Pedro Pascal plays Reed Richards. Credit: Wenlei Ma/Marvel Studios/YouTube

It’s a full circle moment from a year ago, when Pascal, Kirby, Moss-Bachrach and Quinn walked out on the stage of San Diego Comic Con’s Hall H to the screams of 6500 people. That was the moment it twigged that this was a very, very big deal.

“A few days before we started the bulk of shooting, we went to San Diego and we had to announce the project and we were met with this overwhelming, encouraging, daunting, kind of scary, mantle of fans,” Moss-Bachrach recalled.

“We said, ‘OK, wow, we have to go back and we have a responsibility to make this good.”

Kirby too remembered it was Comic Con when the pressure started to kick in, but Pascal said it had started earlier for him.

“For me in my own head,” he explained. “Not from production or cast or the heads of Marvel. They’re shockingly permissive of however you want to come to it, (even though) I was like, ‘No. Tell me what to do!’.”

In the film, Pascal and Kirby’s characters are husband-and-wife, and in person, Kirby and Pascal appear devoted to each other. It’s how they got through the shoot. They might’ve joined the project as individuals, but they were able to mirror that partnership off-screen.

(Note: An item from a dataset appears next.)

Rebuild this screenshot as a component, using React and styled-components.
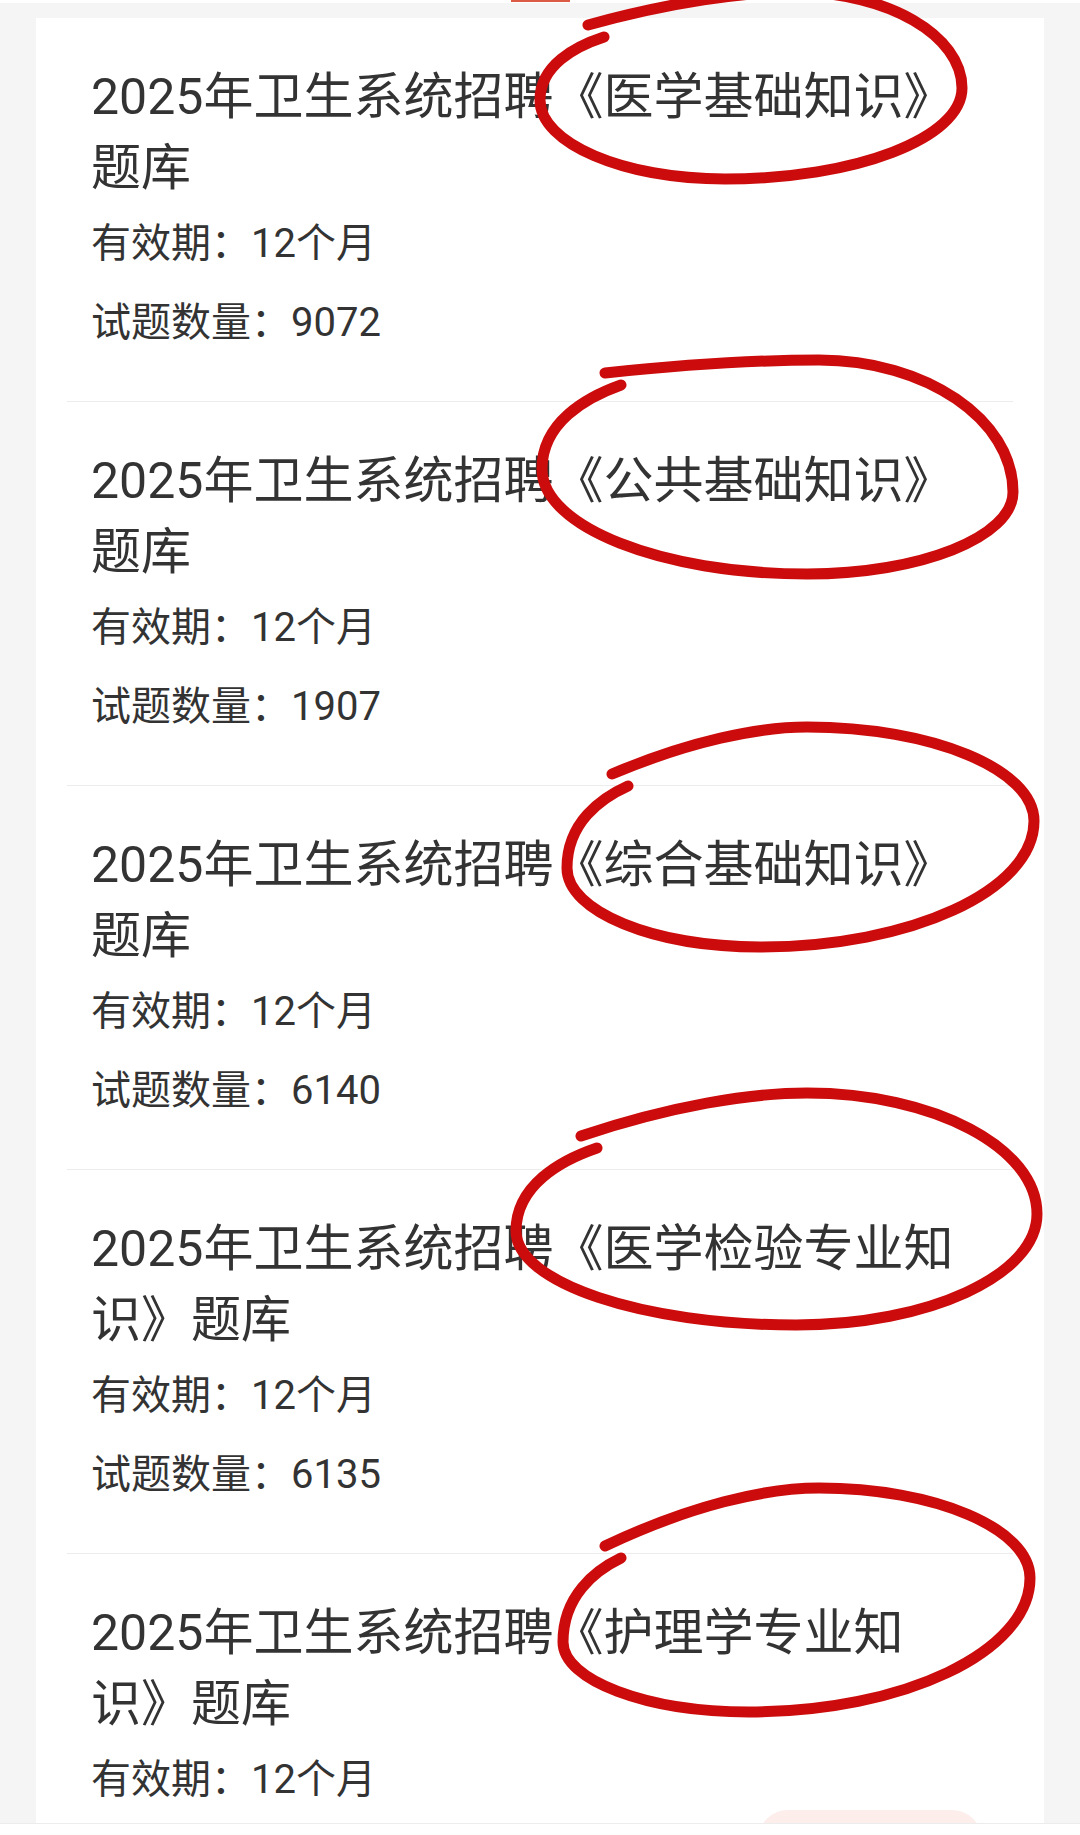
import React from 'react';
import styled, { createGlobalStyle } from 'styled-components';

const GlobalStyle = createGlobalStyle`
  html, body {
    margin: 0;
    padding: 0;
    background: #f5f5f5;
  }
  body {
    font-family: Roboto, "Noto Sans CJK SC", "Noto Sans", sans-serif;
  }
  #root {
    width: 1080px;
    height: 1835px;
    overflow: hidden;
  }
`;

const Page = styled.div`
  position: relative;
  width: 1080px;
  height: 1835px;
  overflow: hidden;
  background: #f5f5f5;
  display: flex;
  flex-direction: column;
`;

const TabStrip = styled.div`
  flex-shrink: 0;
  height: 3px;
  background: #ffffff;
  display: flex;
  justify-content: center;
`;

const TabIndicator = styled.div`
  width: 59px;
  height: 2px;
  background: #dc5b45;
`;

const Card = styled.div`
  margin: 15px 36px 0;
  background: #ffffff;
  display: flex;
  flex-direction: column;
`;

const Item = styled.div`
  position: relative;
  margin: 0 31px;
  padding: 44px 24px 39px;
  border-bottom: 1px solid #ececec;
`;

const Title = styled.div`
  font-size: 50px;
  line-height: 71px;
  color: #333333;
  text-spacing-trim: space-all;
`;

const MetaList = styled.div`
  display: flex;
  flex-direction: column;
`;

const MetaRow = styled.div`
  font-size: 40px;
  line-height: 79px;
  color: #333333;
  text-spacing-trim: space-all;
`;

const LoopLayer = styled.svg`
  position: absolute;
  left: 0;
  top: 0;
  width: 100%;
  height: 100%;
  overflow: visible;
  pointer-events: none;
  z-index: 2;
`;

const GhostButton = styled.div`
  position: absolute;
  left: 758px;
  top: 1810px;
  width: 224px;
  height: 60px;
  border-radius: 30px;
  background: #fdeeec;
  z-index: 1;
`;

const BottomBar = styled.div`
  position: absolute;
  left: 0;
  right: 0;
  bottom: 0;
  height: 12px;
  box-sizing: border-box;
  background: #ffffff;
  border-top: 1px solid #ececec;
  z-index: 3;
`;

function loopPath({ tip, top, right, bottom, left }) {
  const k = 0.55;
  const [tx, ty] = tip;
  const [Tx, Ty] = top;
  const [Rx, Ry] = right;
  const [Bx, By] = bottom;
  const [Lx, Ly] = left;
  const Ex = tx + 16;
  const Ey = ty + 12;
  const r = (n) => n.toFixed(1);
  return [
    `M ${r(tx)} ${r(ty)}`,
    `C ${r(tx + 0.4 * (Tx - tx))} ${r(ty - 0.7 * (ty - Ty))}, ${r(Tx - 0.25 * (Tx - tx))} ${r(Ty)}, ${r(Tx)} ${r(Ty)}`,
    `C ${r(Tx + k * (Rx - Tx))} ${r(Ty)}, ${r(Rx)} ${r(Ry - k * (Ry - Ty))}, ${r(Rx)} ${r(Ry)}`,
    `C ${r(Rx)} ${r(Ry + k * (By - Ry))}, ${r(Bx + k * (Rx - Bx))} ${r(By)}, ${r(Bx)} ${r(By)}`,
    `C ${r(Bx - k * (Bx - Lx))} ${r(By)}, ${r(Lx)} ${r(Ly + k * (By - Ly))}, ${r(Lx)} ${r(Ly)}`,
    `C ${r(Lx)} ${r(Ly - 0.55 * (Ly - Ey))}, ${r(Ex - 0.45 * (Ex - Lx))} ${r(Ey + 0.15 * (Ly - Ey))}, ${r(Ex)} ${r(Ey)}`,
  ].join(' ');
}

const banks = [
  {
    title: '2025年卫生系统招聘《医学基础知识》题库',
    valid: '12个月',
    count: '9072',
    loop: { tip: [521, 7], top: [729, -26], right: [895, 70], bottom: [658, 161], left: [473, 82] },
  },
  {
    title: '2025年卫生系统招聘《公共基础知识》题库',
    valid: '12个月',
    count: '1907',
    loop: { tip: [538, -29], top: [752, -42], right: [946, 90], bottom: [740, 172], left: [475, 67] },
  },
  {
    title: '2025年卫生系统招聘《综合基础知识》题库',
    valid: '12个月',
    count: '6140',
    loop: { tip: [545, -12], top: [740, -59], right: [967, 35], bottom: [693, 161], left: [500, 82] },
  },
  {
    title: '2025年卫生系统招聘《医学检验专业知识》题库',
    valid: '12个月',
    count: '6135',
    loop: { tip: [514, -34], top: [740, -77], right: [970, 44], bottom: [729, 155], left: [449, 61] },
  },
  {
    title: '2025年卫生系统招聘《护理学专业知识》题库',
    valid: '12个月',
    count: null,
    loop: { tip: [538, -8], top: [752, -66], right: [963, 24], bottom: [682, 158], left: [496, 88] },
  },
];

function BankItem({ bank }) {
  return (
    <Item>
      <Title>{bank.title}</Title>
      <MetaList>
        <MetaRow>有效期：{bank.valid}</MetaRow>
        {bank.count && <MetaRow>试题数量：{bank.count}</MetaRow>}
      </MetaList>
      <LoopLayer>
        <path
          d={loopPath(bank.loop)}
          fill="none"
          stroke="#cc0c0c"
          strokeWidth="11"
          strokeLinecap="round"
          strokeLinejoin="round"
        />
      </LoopLayer>
    </Item>
  );
}

export default function App() {
  return (
    <>
      <GlobalStyle />
      <Page>
        <TabStrip>
          <TabIndicator />
        </TabStrip>
        <Card>
          {banks.map((b) => (
            <BankItem key={b.title} bank={b} />
          ))}
        </Card>
        <GhostButton />
        <BottomBar />
      </Page>
    </>
  );
}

Reed and Sue are husband and wife.
Reed and Sue are husband and wife. Credit: Marvel Studios/YouTube

“OK, we’re part of a team, I’m part of the Avengers, or whatever, which is an incredible family, but this is something different,” Kirby explained. “It was like, ‘You’re my guy’. And that really helped because we felt so…”

“Nervous,” Pascal chimed in. “I’m avoidant when it comes to nerves. I don’t attack them head-on unless I’m forced to. If I’m given a chance to avoid something that scares me, then I’ll procrastinate really, really badly. She didn’t let me do that.

“She wasn’t like, ‘You can’t do that’, but she was like, ‘Hello, let’s go into this together’. So she led me into he work in this incredible way. Then I used it against her whenever she got into her head.

“So when she started to attack herself with her own mind, I’d be like, ‘What were you saying to me from the beginning? Get out of your head, honey. You didn’t want me to be in mine, you can’t be in yours’.”

As much as Quinn was aware of all the eyes watching them, and the scale of the production, he knew he couldn’t be too concerned about how the movie, and how they played those characters, were going to be received.

“It shackles you to your anxiety and robs you of any form of creativity or any decisions,” Quinn said. “So, while obviously sometimes existential things can come in, it’s part of your job to try and turn that dial down.”

Quinn had a ball of time with the stunts, naming a set-piece that involves the characters in a space ship in zero gravity, but was equally invested in the family dynamic of the Fantastic Four.

“It’s the shoulders this entire project is resting on, trying to establish this family,” he said.

The Fantastic Four characters date back to 1961.
The Fantastic Four characters date back to 1961. Credit: Marvel Studios

Those domestic scenes were also Moss-Bachrach’s favourite beats.

“The things that were maybe a little less fantastic and more familiar,” The Bear star said. “I find that those everyday kinds of thing, a lot more about the characters and what the family is really about, those are fun to explore.”

One of the reasons Superman seems to be resonating with audiences the past few days is a return to a hero that’s sunny and bright. Fantastic Four: First Steps will walking a similar path, one in which the good guys are less brooding and more about decency and compassion. Heroism comes in all forms.

Quinn said, “The prevailing message in this film is one of optimism and, for obvious reasons, the world could do with a bit of that at the minute.”

Pascal added, “There are so many different ways that human beings are heroes to one another – in marriage, in family. If you paid attention and you engage in the world, there are large and small heroic thing that any stranger would do for you.”